On 29.01.2022 01:18, Stefan Monnier via Bug reports for GNU Emacs, the Swiss army knife of text editors wrote:
Trying to honor the user's customization of 'completion-styles' makes
a certain amount of sense. Though I don't know how much we honor it this
way: if the user is relatively new, they might not even know to keep typing
to see the fallback, after noting that their input does not give them the
matches they expected.

Actually, I suspect it works better for new users than for old ones: new
users don't yet have a clear mental model of how Emacs's completion
works so they might expect something more like what you see with a web
browser search where adding more data can completely change the
proposed completions.

But a web browser model is more like a single 'flex' completion style. You get fuzzy matching and a score-based searching.

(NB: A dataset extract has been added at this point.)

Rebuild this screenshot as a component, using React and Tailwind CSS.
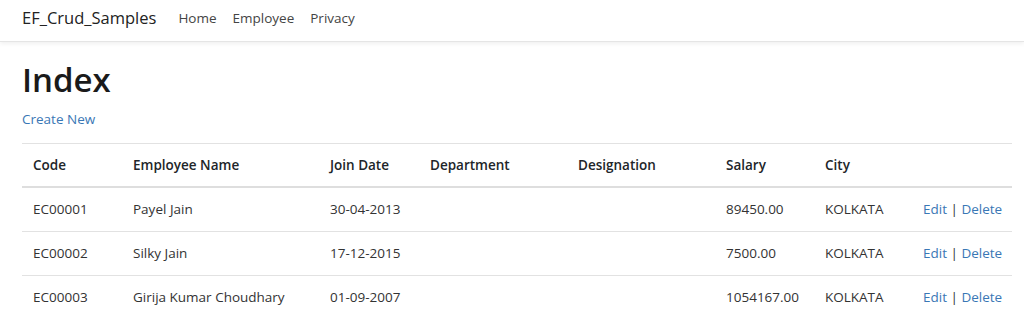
import React from 'react';

const employees = [
  { code: 'EC00001', name: 'Payel Jain', joined: '30-04-2013', salary: '89450.00', city: 'KOLKATA' },
  { code: 'EC00002', name: 'Silky Jain', joined: '17-12-2015', salary: '7500.00', city: 'KOLKATA' },
  { code: 'EC00003', name: 'Girija Kumar Choudhary', joined: '01-09-2007', salary: '1054167.00', city: 'KOLKATA' },
];

export default function App() {
  return (
    <div className="min-h-screen bg-white text-[#212529]" style={{ fontFamily: '"Open Sans", "Noto Sans", sans-serif' }}>
      {/* --- Navbar --- */}
      <nav className="h-[42px] border-b border-[#e5e5e5] shadow-[0_2px_4px_rgba(0,0,0,0.06)] bg-white">
        <div className="flex items-center h-full px-[22px] pb-[5px]">
          <span className="text-[16.5px] text-[#222] mr-[22px]">EF_Crud_Samples</span>
          <ul className="flex items-center gap-[16px] text-[13.5px] text-[#444]">
            <li>Home</li>
            <li>Employee</li>
            <li>Privacy</li>
          </ul>
        </div>
      </nav>

      <main className="px-[22px] pr-[12px]">
        <h1 className="text-[33px] font-semibold leading-none mt-[21px] text-[#1a1a1a]">Index</h1>
        <p className="mt-[17px] text-[13.5px] leading-none">
          <a className="text-[#3a77b5]">Create New</a>
        </p>

        <table className="w-full mt-[16px] border-collapse text-[13.5px] table-fixed">
          <colgroup>
            <col className="w-[100px]" />
            <col className="w-[197px]" />
            <col className="w-[100px]" />
            <col className="w-[148px]" />
            <col className="w-[148px]" />
            <col className="w-[99px]" />
            <col className="w-[98px]" />
            <col />
          </colgroup>
          <thead>
            <tr className="border-t border-[#e2e2e2] border-b-2 border-b-[#dedede] h-[44px] text-left">
              <th className="px-[11px] font-semibold">Code</th>
              <th className="px-[11px] font-semibold">Employee Name</th>
              <th className="px-[11px] font-semibold">Join Date</th>
              <th className="px-[11px] font-semibold">Department</th>
              <th className="px-[11px] font-semibold">Designation</th>
              <th className="px-[11px] font-semibold">Salary</th>
              <th className="px-[11px] font-semibold">City</th>
              <th className="px-[11px]"></th>
            </tr>
          </thead>
          <tbody>
            {employees.map((e, i) => (
              <tr key={e.code} className={`h-[44px] text-[#333] ${i < employees.length - 1 ? 'border-b border-[#e2e2e2]' : ''}`}>
                <td className="px-[11px]">{e.code}</td>
                <td className="px-[11px]">{e.name}</td>
                <td className="px-[11px]">{e.joined}</td>
                <td className="px-[11px]"></td>
                <td className="px-[11px]"></td>
                <td className="px-[11px]">{e.salary}</td>
                <td className="px-[11px]">{e.city}</td>
                <td className="px-[11px] whitespace-nowrap">
                  <a className="text-[#3a77b5]">Edit</a> | <a className="text-[#3a77b5]">Delete</a>
                </td>
              </tr>
            ))}
          </tbody>
        </table>
      </main>
    </div>
  );
}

After my input in the address bar makes the completions list shrink to just a few entries, it never occurs to me to keep typing to see something else that is not in that list.

In Firefox that will never work -- but it works with completion styles in Emacs.

In contrast old-timers may indeed "know" that there won't be any
completions further down and will never reach the second style (to some
extent, that's how I got Richard to accept `partial-completion` in the
default).

It's more of a critique of the whole "list of styles" design, admittedly.

I don't regret doing it because I don't think there was any other
way to activate `partial-completion` by default, but yes it has
its downsides.

Sure. I'm just not sure where we go from here.

A "single completion style" approach (with sorting and scoring) would make things easier and familiar in the long run. But if we stay with the current approach (which has its upsides), seems like Daniel's suggestion can be a good option for this particular bug.